**Instructions to follow**
Below are some records. Say in a single number how many of their lines include the word "page".

== Data in this exercise

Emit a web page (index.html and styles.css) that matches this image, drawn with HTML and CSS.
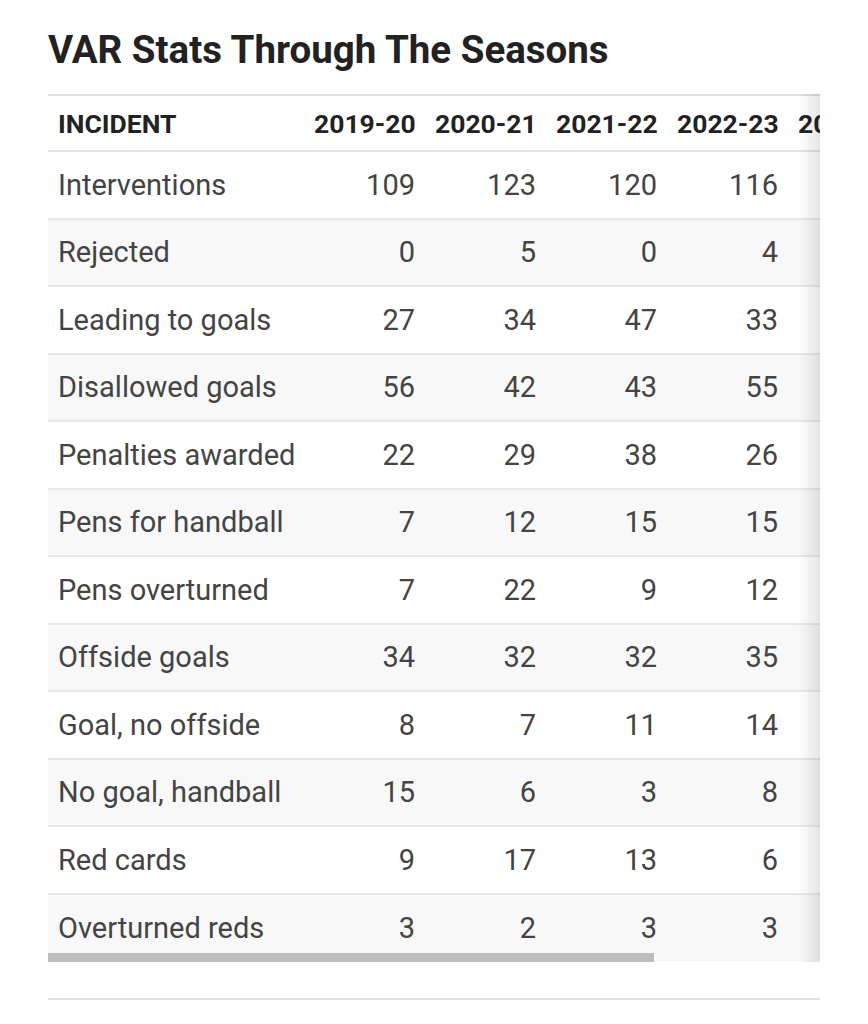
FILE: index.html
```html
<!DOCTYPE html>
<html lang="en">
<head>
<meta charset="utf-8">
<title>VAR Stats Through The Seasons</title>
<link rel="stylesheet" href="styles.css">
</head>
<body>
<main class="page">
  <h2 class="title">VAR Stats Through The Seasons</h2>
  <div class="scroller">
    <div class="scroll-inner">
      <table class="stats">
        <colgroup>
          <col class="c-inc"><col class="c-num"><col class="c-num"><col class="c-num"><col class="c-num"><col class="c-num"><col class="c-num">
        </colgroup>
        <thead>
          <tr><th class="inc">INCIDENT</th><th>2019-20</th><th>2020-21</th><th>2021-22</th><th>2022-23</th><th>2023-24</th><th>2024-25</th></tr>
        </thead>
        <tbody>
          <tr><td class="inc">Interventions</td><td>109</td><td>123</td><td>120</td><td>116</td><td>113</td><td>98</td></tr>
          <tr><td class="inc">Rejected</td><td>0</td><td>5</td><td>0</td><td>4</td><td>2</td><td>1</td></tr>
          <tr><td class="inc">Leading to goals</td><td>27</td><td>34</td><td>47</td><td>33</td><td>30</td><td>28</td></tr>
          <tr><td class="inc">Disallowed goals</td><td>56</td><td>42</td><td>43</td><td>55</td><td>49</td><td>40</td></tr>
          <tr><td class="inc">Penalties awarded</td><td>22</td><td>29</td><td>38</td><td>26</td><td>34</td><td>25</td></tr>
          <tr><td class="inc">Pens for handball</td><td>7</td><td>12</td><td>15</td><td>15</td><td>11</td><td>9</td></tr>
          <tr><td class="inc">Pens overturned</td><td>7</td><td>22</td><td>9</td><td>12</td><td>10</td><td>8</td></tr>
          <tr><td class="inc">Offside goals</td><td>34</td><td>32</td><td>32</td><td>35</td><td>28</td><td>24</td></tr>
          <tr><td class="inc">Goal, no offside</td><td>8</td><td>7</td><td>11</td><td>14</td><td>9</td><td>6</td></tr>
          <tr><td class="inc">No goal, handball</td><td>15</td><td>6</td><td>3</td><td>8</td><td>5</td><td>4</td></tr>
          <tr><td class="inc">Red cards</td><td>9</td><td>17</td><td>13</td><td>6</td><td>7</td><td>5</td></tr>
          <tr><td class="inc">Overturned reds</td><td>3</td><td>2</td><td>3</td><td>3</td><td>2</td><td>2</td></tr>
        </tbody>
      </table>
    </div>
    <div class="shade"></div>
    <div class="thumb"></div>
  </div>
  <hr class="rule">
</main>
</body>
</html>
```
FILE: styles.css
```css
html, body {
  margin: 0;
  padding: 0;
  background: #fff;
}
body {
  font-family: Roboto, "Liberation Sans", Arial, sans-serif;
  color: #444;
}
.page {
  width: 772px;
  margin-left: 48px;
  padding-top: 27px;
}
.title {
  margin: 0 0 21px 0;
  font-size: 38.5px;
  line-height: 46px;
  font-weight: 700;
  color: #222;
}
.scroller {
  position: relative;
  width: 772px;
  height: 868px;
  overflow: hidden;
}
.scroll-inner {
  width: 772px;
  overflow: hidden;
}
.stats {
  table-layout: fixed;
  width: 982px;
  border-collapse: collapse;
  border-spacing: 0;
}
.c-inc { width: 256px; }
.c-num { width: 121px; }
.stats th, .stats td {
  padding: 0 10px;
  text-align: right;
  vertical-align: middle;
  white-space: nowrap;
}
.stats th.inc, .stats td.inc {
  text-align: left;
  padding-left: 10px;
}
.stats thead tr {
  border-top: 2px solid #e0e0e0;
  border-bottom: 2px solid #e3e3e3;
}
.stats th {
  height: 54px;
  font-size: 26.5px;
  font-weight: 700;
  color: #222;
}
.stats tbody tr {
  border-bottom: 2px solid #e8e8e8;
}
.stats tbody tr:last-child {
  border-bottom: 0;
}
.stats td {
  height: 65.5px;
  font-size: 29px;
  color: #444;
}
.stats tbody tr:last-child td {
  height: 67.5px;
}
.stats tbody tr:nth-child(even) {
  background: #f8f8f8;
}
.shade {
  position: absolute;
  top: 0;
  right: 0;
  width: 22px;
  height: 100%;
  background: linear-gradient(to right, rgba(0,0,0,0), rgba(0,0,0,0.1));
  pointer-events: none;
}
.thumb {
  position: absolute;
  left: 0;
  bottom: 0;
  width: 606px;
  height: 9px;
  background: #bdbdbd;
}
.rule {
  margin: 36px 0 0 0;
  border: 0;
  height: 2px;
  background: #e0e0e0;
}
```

====
== Data in this exercise

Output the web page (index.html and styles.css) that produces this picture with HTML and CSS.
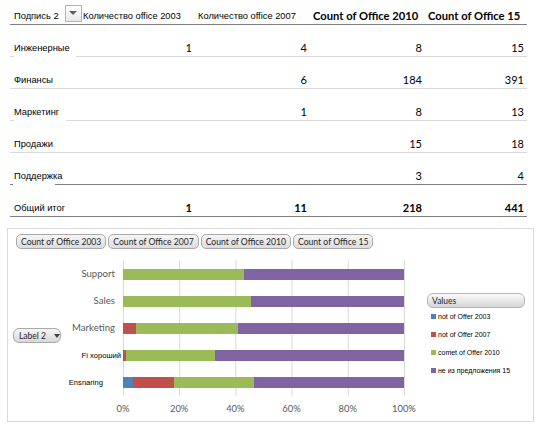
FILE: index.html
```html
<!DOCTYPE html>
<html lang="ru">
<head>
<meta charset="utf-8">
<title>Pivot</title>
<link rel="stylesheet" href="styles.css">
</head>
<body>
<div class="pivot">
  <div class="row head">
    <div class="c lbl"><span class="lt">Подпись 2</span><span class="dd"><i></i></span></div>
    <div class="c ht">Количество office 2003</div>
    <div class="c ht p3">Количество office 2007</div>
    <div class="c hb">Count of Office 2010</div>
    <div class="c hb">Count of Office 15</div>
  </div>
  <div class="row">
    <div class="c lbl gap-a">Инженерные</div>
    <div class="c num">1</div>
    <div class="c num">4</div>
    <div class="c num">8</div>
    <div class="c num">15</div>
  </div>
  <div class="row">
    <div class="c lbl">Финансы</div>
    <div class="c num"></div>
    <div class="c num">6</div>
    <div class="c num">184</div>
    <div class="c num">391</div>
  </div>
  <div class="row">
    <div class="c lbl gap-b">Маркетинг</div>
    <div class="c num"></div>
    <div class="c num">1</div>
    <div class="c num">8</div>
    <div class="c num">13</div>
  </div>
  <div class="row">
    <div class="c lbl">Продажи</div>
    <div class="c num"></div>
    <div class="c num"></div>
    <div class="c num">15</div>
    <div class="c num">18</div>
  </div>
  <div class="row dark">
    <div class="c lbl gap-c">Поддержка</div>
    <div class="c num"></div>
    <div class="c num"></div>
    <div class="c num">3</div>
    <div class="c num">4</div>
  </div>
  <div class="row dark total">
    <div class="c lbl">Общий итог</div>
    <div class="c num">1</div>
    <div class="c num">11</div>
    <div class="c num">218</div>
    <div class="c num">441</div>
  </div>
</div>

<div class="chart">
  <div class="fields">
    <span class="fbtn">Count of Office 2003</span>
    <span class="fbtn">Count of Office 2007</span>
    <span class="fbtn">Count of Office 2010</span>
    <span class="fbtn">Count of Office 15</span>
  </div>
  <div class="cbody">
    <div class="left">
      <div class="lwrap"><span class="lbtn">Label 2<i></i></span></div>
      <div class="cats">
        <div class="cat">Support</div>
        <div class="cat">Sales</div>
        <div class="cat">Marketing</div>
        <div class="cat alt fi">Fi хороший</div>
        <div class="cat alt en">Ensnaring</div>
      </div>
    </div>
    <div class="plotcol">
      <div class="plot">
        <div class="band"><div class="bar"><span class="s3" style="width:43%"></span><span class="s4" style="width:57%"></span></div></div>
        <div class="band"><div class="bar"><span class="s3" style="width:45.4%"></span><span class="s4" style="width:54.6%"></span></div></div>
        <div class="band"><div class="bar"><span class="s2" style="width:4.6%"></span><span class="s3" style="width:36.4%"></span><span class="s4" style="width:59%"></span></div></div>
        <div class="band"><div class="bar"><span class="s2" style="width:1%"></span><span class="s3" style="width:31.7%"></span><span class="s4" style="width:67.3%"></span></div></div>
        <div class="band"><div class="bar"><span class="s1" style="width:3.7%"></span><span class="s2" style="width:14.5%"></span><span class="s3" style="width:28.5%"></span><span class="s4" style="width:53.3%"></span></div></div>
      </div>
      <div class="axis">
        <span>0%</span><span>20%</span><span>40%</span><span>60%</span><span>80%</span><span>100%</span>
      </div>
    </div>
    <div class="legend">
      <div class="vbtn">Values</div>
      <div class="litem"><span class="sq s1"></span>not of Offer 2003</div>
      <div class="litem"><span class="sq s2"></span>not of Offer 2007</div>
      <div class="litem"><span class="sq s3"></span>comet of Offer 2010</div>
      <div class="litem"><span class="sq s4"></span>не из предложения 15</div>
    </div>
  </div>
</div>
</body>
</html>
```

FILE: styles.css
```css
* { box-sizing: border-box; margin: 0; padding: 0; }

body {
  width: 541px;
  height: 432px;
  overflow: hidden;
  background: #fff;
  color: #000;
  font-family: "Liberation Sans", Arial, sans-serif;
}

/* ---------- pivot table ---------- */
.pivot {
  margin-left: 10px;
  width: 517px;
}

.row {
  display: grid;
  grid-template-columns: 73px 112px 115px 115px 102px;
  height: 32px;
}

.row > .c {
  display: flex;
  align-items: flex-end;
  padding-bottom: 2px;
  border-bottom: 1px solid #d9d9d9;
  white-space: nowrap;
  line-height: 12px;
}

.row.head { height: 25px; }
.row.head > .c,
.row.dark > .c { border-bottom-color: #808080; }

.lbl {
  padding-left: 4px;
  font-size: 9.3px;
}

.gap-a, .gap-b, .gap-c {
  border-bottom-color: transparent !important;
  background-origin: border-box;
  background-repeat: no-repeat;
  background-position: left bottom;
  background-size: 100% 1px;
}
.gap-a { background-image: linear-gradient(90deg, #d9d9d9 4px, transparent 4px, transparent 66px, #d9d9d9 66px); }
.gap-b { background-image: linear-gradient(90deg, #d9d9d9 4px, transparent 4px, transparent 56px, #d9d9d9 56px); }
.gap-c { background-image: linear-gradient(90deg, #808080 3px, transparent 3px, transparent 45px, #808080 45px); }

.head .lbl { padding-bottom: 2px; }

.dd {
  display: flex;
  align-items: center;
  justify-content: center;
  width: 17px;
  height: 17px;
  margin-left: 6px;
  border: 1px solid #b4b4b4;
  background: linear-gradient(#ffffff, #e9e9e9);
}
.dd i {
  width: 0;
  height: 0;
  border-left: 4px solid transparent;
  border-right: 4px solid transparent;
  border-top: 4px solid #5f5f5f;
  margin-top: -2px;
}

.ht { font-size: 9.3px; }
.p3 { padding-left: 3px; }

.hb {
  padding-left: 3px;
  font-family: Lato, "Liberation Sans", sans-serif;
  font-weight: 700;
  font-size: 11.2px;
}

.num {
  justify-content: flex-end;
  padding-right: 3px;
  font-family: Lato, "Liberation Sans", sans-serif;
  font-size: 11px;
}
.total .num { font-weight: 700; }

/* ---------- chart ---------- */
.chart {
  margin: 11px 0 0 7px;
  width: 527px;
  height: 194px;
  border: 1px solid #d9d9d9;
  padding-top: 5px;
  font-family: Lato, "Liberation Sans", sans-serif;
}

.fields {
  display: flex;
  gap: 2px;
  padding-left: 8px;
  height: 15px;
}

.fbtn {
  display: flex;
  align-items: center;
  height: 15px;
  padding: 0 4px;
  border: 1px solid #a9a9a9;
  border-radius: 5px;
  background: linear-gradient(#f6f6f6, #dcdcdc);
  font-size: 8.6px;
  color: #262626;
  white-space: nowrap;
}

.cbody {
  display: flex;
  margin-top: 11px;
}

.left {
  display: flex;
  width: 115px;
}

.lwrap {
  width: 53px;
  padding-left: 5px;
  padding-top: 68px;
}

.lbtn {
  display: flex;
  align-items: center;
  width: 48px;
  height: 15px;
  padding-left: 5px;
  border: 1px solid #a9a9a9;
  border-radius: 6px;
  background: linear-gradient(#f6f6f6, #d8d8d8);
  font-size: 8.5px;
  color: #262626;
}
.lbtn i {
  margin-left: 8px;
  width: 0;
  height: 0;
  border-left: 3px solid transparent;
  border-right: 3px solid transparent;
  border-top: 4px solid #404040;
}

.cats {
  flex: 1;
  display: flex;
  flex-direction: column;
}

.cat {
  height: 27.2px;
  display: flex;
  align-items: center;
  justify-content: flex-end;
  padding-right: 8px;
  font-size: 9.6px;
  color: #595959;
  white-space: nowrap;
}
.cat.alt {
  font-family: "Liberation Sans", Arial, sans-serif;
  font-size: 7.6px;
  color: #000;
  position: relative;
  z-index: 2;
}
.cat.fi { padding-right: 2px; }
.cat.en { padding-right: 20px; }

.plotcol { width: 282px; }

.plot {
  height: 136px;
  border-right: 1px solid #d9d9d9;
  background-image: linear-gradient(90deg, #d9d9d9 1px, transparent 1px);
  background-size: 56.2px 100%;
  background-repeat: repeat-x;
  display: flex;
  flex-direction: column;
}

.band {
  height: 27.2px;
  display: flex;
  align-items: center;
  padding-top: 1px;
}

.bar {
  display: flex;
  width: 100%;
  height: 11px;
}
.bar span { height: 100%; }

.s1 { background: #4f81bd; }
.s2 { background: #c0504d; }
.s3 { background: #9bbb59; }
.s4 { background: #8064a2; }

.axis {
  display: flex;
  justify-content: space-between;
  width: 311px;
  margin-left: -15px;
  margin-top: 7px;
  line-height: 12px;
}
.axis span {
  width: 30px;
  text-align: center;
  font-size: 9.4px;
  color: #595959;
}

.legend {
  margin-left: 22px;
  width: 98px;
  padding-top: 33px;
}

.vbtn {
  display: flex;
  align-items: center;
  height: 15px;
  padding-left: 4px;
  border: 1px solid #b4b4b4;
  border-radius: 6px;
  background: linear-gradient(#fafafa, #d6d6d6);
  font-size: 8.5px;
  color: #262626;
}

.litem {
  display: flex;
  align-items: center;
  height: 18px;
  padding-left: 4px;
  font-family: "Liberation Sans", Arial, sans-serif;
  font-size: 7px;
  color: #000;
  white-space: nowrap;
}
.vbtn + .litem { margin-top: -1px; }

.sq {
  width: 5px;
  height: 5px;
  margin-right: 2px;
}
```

====
== Data in this exercise

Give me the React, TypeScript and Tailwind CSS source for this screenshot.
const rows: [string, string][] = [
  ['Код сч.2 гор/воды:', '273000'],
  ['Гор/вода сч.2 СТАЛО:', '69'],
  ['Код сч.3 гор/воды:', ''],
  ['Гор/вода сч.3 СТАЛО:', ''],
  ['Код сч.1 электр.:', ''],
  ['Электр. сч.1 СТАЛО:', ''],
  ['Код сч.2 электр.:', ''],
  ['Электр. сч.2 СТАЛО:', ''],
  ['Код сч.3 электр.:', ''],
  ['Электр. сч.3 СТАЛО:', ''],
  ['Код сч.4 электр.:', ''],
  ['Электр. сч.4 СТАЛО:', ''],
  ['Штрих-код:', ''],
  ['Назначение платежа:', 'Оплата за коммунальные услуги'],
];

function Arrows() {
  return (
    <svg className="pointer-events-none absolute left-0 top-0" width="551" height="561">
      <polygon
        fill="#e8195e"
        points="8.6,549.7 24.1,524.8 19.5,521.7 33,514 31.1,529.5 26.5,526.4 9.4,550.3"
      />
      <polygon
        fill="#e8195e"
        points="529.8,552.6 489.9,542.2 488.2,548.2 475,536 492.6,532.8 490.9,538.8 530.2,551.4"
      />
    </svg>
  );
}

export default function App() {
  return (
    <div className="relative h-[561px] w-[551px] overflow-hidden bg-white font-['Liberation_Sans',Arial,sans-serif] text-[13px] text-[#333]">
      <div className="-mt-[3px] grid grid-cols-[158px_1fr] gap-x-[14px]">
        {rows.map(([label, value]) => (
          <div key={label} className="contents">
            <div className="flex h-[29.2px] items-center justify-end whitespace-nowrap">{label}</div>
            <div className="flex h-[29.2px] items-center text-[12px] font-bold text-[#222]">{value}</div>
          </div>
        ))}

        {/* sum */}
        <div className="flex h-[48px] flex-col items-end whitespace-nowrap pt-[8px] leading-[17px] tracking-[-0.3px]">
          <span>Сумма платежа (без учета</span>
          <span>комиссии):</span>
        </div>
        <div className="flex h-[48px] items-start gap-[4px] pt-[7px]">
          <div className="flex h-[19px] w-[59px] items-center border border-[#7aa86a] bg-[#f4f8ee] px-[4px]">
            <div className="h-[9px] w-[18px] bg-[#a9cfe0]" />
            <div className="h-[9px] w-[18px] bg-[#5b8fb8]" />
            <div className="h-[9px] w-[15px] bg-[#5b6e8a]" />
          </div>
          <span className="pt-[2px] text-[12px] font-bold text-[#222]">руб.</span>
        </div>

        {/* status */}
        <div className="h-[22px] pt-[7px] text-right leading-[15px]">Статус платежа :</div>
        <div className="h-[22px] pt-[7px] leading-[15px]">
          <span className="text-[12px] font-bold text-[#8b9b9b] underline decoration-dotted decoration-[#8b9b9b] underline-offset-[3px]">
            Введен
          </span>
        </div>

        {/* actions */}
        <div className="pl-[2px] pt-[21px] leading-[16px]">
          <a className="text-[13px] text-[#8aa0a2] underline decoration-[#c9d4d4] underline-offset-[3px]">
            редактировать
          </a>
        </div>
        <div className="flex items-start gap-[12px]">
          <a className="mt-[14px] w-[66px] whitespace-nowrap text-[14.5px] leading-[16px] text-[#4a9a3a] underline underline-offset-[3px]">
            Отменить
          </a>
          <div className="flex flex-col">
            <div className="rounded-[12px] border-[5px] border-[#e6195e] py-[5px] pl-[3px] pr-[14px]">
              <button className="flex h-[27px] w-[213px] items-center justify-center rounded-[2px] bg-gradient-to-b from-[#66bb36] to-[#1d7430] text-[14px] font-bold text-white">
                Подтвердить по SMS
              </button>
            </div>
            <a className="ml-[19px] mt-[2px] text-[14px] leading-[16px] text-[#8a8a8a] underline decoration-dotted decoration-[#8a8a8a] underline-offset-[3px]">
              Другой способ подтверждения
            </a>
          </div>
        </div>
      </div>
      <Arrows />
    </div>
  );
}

====

**The completed task**
4